## Records

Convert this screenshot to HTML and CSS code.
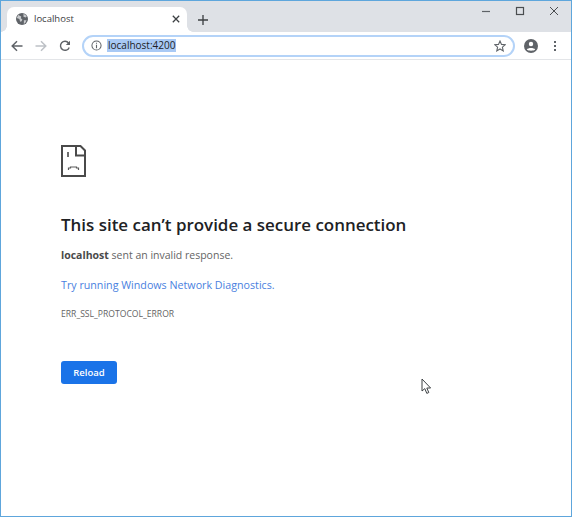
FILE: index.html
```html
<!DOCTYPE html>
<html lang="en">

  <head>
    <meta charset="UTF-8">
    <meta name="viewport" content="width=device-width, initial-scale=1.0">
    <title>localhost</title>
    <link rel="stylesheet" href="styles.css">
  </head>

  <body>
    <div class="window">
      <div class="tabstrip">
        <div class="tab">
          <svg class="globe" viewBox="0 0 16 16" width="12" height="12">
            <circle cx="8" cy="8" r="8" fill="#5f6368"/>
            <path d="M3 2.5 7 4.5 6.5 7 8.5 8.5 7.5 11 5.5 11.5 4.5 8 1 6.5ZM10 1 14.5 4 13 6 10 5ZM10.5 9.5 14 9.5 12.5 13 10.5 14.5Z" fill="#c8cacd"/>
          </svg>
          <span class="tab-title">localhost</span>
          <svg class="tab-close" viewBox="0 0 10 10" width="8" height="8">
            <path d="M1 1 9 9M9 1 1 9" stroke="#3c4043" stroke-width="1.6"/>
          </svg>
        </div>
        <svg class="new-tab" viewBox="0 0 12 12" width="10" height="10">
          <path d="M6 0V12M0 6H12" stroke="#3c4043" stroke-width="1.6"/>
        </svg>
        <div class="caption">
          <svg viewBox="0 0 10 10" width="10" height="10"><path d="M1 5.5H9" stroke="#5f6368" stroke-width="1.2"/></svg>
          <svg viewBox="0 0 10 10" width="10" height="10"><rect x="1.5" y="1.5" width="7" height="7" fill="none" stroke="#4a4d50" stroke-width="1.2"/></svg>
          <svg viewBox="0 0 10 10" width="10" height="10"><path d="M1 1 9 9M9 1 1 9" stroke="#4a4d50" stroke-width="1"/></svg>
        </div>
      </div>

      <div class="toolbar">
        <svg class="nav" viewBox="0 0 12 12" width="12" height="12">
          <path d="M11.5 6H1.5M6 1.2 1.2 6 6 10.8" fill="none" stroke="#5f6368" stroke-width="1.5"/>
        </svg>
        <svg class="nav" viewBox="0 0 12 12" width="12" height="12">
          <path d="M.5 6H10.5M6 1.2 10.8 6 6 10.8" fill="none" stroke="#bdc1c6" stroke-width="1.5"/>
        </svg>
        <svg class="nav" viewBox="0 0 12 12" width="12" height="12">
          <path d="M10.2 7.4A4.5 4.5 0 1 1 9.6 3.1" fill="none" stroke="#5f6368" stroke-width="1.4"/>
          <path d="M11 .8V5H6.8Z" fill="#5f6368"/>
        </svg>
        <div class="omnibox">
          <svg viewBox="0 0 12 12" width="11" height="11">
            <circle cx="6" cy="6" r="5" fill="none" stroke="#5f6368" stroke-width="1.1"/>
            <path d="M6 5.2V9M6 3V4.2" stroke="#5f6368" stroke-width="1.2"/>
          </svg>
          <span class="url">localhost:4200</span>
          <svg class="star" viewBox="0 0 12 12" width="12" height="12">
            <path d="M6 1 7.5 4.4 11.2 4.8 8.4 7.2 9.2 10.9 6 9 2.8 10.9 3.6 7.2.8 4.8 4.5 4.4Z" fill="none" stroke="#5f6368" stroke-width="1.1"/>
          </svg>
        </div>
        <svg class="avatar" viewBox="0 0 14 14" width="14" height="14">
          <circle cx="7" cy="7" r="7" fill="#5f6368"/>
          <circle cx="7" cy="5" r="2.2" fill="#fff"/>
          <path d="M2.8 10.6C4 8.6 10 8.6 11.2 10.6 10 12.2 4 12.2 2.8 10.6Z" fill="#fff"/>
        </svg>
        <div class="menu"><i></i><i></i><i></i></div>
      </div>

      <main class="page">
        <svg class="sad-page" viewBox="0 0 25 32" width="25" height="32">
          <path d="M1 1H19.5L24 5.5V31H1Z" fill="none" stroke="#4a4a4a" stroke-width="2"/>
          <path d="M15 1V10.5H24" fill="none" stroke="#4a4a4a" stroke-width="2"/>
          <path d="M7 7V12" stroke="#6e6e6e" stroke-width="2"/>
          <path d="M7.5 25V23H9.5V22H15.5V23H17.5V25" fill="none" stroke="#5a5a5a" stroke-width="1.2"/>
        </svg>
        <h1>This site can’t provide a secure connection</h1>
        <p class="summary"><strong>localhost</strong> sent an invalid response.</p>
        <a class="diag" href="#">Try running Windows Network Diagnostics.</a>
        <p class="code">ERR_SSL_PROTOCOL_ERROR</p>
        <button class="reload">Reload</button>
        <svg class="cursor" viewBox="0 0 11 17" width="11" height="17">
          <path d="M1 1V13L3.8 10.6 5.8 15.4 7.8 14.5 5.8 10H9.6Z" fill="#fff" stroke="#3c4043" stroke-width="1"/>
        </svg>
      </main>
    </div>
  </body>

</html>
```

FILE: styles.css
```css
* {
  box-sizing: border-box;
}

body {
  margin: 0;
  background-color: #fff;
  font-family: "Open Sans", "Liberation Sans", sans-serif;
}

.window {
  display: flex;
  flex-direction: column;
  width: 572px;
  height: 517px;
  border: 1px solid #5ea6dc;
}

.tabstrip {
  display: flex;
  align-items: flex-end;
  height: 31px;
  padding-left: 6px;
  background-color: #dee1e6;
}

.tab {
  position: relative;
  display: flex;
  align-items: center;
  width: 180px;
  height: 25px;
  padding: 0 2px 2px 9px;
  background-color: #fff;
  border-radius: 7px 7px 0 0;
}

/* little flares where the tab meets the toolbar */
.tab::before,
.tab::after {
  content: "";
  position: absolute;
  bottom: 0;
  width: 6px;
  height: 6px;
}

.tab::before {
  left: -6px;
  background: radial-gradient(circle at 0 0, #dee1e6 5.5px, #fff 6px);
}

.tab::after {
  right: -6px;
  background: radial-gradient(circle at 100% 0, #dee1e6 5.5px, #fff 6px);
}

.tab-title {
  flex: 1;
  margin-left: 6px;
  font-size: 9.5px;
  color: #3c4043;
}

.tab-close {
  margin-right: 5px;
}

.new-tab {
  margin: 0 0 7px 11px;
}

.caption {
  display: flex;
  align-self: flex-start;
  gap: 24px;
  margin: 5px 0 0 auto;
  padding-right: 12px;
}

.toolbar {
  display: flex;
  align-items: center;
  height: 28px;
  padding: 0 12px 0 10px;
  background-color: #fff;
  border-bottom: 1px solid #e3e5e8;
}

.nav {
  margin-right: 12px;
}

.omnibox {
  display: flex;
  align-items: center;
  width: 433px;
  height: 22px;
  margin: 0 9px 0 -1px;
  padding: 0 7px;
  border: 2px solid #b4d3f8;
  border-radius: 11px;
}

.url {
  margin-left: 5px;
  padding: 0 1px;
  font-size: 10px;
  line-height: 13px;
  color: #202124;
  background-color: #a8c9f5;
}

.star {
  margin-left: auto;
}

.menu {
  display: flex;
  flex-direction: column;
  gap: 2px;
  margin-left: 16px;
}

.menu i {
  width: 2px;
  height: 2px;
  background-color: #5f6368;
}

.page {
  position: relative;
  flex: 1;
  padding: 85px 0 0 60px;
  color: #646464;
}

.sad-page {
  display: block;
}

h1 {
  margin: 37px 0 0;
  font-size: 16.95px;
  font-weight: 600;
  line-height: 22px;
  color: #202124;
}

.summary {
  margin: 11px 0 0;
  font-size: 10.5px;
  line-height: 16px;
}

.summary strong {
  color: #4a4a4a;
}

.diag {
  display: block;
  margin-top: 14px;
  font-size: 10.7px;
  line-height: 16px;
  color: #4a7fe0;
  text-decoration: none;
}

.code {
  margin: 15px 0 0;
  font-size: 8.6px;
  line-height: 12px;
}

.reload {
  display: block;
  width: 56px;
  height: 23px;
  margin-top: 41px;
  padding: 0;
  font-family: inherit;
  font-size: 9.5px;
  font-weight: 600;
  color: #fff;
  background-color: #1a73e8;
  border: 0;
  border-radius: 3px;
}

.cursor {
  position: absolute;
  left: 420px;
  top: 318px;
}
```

==

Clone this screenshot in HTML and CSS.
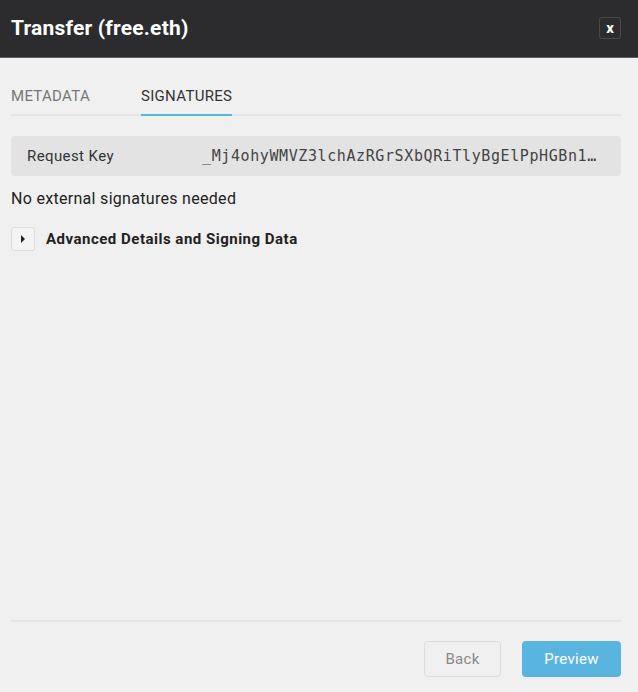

---

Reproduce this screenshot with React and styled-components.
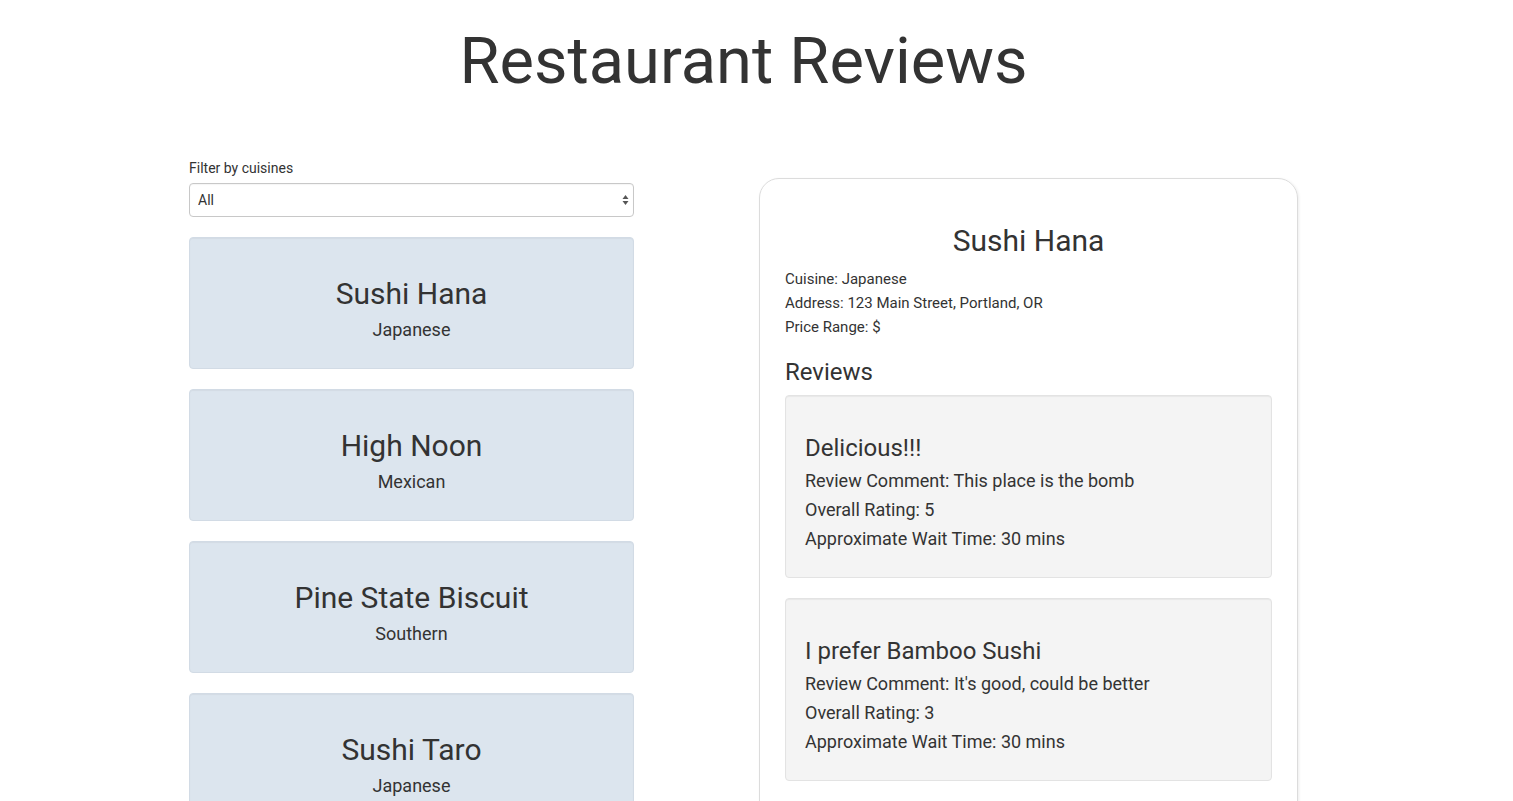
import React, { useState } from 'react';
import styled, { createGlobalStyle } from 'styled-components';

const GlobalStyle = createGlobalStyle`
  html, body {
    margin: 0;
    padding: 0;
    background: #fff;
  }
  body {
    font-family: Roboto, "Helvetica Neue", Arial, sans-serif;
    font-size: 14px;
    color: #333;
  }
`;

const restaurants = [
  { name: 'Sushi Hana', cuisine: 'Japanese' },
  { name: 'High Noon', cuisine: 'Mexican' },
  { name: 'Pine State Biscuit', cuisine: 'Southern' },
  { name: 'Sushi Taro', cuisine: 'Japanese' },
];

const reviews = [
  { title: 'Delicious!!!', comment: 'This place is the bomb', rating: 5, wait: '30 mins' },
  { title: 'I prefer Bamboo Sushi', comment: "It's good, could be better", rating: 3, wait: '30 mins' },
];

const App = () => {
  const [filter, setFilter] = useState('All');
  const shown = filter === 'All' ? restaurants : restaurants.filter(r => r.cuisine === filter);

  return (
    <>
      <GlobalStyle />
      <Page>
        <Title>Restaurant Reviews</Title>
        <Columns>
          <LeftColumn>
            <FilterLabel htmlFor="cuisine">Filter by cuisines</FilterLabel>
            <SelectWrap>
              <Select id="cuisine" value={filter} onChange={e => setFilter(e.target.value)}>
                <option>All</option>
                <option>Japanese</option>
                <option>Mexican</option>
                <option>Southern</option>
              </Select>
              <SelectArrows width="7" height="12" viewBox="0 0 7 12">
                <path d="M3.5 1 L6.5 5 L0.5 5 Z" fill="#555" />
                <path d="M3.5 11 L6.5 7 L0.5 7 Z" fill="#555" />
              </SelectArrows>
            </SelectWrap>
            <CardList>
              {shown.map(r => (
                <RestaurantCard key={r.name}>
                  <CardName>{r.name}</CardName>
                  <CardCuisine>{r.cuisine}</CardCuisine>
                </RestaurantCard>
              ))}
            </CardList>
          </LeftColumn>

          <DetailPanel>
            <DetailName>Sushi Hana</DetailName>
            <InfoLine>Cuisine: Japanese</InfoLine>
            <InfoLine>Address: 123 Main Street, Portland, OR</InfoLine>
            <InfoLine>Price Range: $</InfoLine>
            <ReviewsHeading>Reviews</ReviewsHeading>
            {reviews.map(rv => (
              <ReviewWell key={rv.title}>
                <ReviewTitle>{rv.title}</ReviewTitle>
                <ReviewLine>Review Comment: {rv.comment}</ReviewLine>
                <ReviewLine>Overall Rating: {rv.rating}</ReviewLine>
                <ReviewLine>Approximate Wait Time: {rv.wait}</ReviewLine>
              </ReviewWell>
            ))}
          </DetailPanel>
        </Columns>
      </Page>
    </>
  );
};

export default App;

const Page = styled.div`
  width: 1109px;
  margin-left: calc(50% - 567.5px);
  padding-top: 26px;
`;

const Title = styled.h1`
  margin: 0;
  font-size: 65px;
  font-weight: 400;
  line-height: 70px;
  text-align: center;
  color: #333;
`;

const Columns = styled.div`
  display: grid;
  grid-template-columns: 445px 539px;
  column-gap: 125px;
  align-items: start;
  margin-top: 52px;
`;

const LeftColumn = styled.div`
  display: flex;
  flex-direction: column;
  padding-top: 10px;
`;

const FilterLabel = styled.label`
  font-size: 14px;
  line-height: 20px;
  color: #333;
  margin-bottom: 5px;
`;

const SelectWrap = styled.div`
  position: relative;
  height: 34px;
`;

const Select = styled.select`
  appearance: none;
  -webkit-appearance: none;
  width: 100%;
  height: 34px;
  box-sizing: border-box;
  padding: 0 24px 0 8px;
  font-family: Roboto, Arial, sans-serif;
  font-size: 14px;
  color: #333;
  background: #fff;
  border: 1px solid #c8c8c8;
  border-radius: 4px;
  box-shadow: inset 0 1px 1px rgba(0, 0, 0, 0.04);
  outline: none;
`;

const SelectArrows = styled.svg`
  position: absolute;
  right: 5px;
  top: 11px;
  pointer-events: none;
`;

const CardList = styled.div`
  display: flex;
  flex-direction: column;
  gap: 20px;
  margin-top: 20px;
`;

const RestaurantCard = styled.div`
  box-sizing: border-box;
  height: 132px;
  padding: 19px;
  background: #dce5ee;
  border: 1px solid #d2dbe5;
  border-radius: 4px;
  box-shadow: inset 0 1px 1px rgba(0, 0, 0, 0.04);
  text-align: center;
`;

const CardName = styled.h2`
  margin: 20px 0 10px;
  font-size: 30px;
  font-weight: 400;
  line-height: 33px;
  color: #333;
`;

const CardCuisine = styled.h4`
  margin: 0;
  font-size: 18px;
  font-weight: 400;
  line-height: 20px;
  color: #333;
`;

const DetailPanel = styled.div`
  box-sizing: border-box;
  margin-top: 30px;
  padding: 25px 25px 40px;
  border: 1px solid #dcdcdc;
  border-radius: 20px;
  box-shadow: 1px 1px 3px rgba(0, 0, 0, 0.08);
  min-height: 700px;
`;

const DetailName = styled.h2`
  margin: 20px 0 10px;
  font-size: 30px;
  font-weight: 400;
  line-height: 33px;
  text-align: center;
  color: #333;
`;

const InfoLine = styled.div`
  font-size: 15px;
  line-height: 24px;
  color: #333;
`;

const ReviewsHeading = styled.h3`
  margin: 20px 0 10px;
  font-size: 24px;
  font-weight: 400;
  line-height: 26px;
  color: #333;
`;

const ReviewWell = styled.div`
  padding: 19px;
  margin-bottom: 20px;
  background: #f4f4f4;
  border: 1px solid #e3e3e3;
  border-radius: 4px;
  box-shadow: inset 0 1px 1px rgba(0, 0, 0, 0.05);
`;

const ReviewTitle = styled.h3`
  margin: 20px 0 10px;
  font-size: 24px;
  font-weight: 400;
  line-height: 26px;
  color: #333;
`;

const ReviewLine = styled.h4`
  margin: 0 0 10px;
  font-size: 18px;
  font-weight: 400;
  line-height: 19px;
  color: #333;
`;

## The problem
Nothing but the lines from the one with "Reproduce this screenshot" down to the one with "</LeftColumn>" should be printed, both of them included. Leave out the pictures.

## Exercise answer
Reproduce this screenshot with React and styled-components.
import React, { useState } from 'react';
import styled, { createGlobalStyle } from 'styled-components';

const GlobalStyle = createGlobalStyle`
  html, body {
    margin: 0;
    padding: 0;
    background: #fff;
  }
  body {
    font-family: Roboto, "Helvetica Neue", Arial, sans-serif;
    font-size: 14px;
    color: #333;
  }
`;

const restaurants = [
  { name: 'Sushi Hana', cuisine: 'Japanese' },
  { name: 'High Noon', cuisine: 'Mexican' },
  { name: 'Pine State Biscuit', cuisine: 'Southern' },
  { name: 'Sushi Taro', cuisine: 'Japanese' },
];

const reviews = [
  { title: 'Delicious!!!', comment: 'This place is the bomb', rating: 5, wait: '30 mins' },
  { title: 'I prefer Bamboo Sushi', comment: "It's good, could be better", rating: 3, wait: '30 mins' },
];

const App = () => {
  const [filter, setFilter] = useState('All');
  const shown = filter === 'All' ? restaurants : restaurants.filter(r => r.cuisine === filter);

  return (
    <>
      <GlobalStyle />
      <Page>
        <Title>Restaurant Reviews</Title>
        <Columns>
          <LeftColumn>
            <FilterLabel htmlFor="cuisine">Filter by cuisines</FilterLabel>
            <SelectWrap>
              <Select id="cuisine" value={filter} onChange={e => setFilter(e.target.value)}>
                <option>All</option>
                <option>Japanese</option>
                <option>Mexican</option>
                <option>Southern</option>
              </Select>
              <SelectArrows width="7" height="12" viewBox="0 0 7 12">
                <path d="M3.5 1 L6.5 5 L0.5 5 Z" fill="#555" />
                <path d="M3.5 11 L6.5 7 L0.5 7 Z" fill="#555" />
              </SelectArrows>
            </SelectWrap>
            <CardList>
              {shown.map(r => (
                <RestaurantCard key={r.name}>
                  <CardName>{r.name}</CardName>
                  <CardCuisine>{r.cuisine}</CardCuisine>
                </RestaurantCard>
              ))}
            </CardList>
          </LeftColumn>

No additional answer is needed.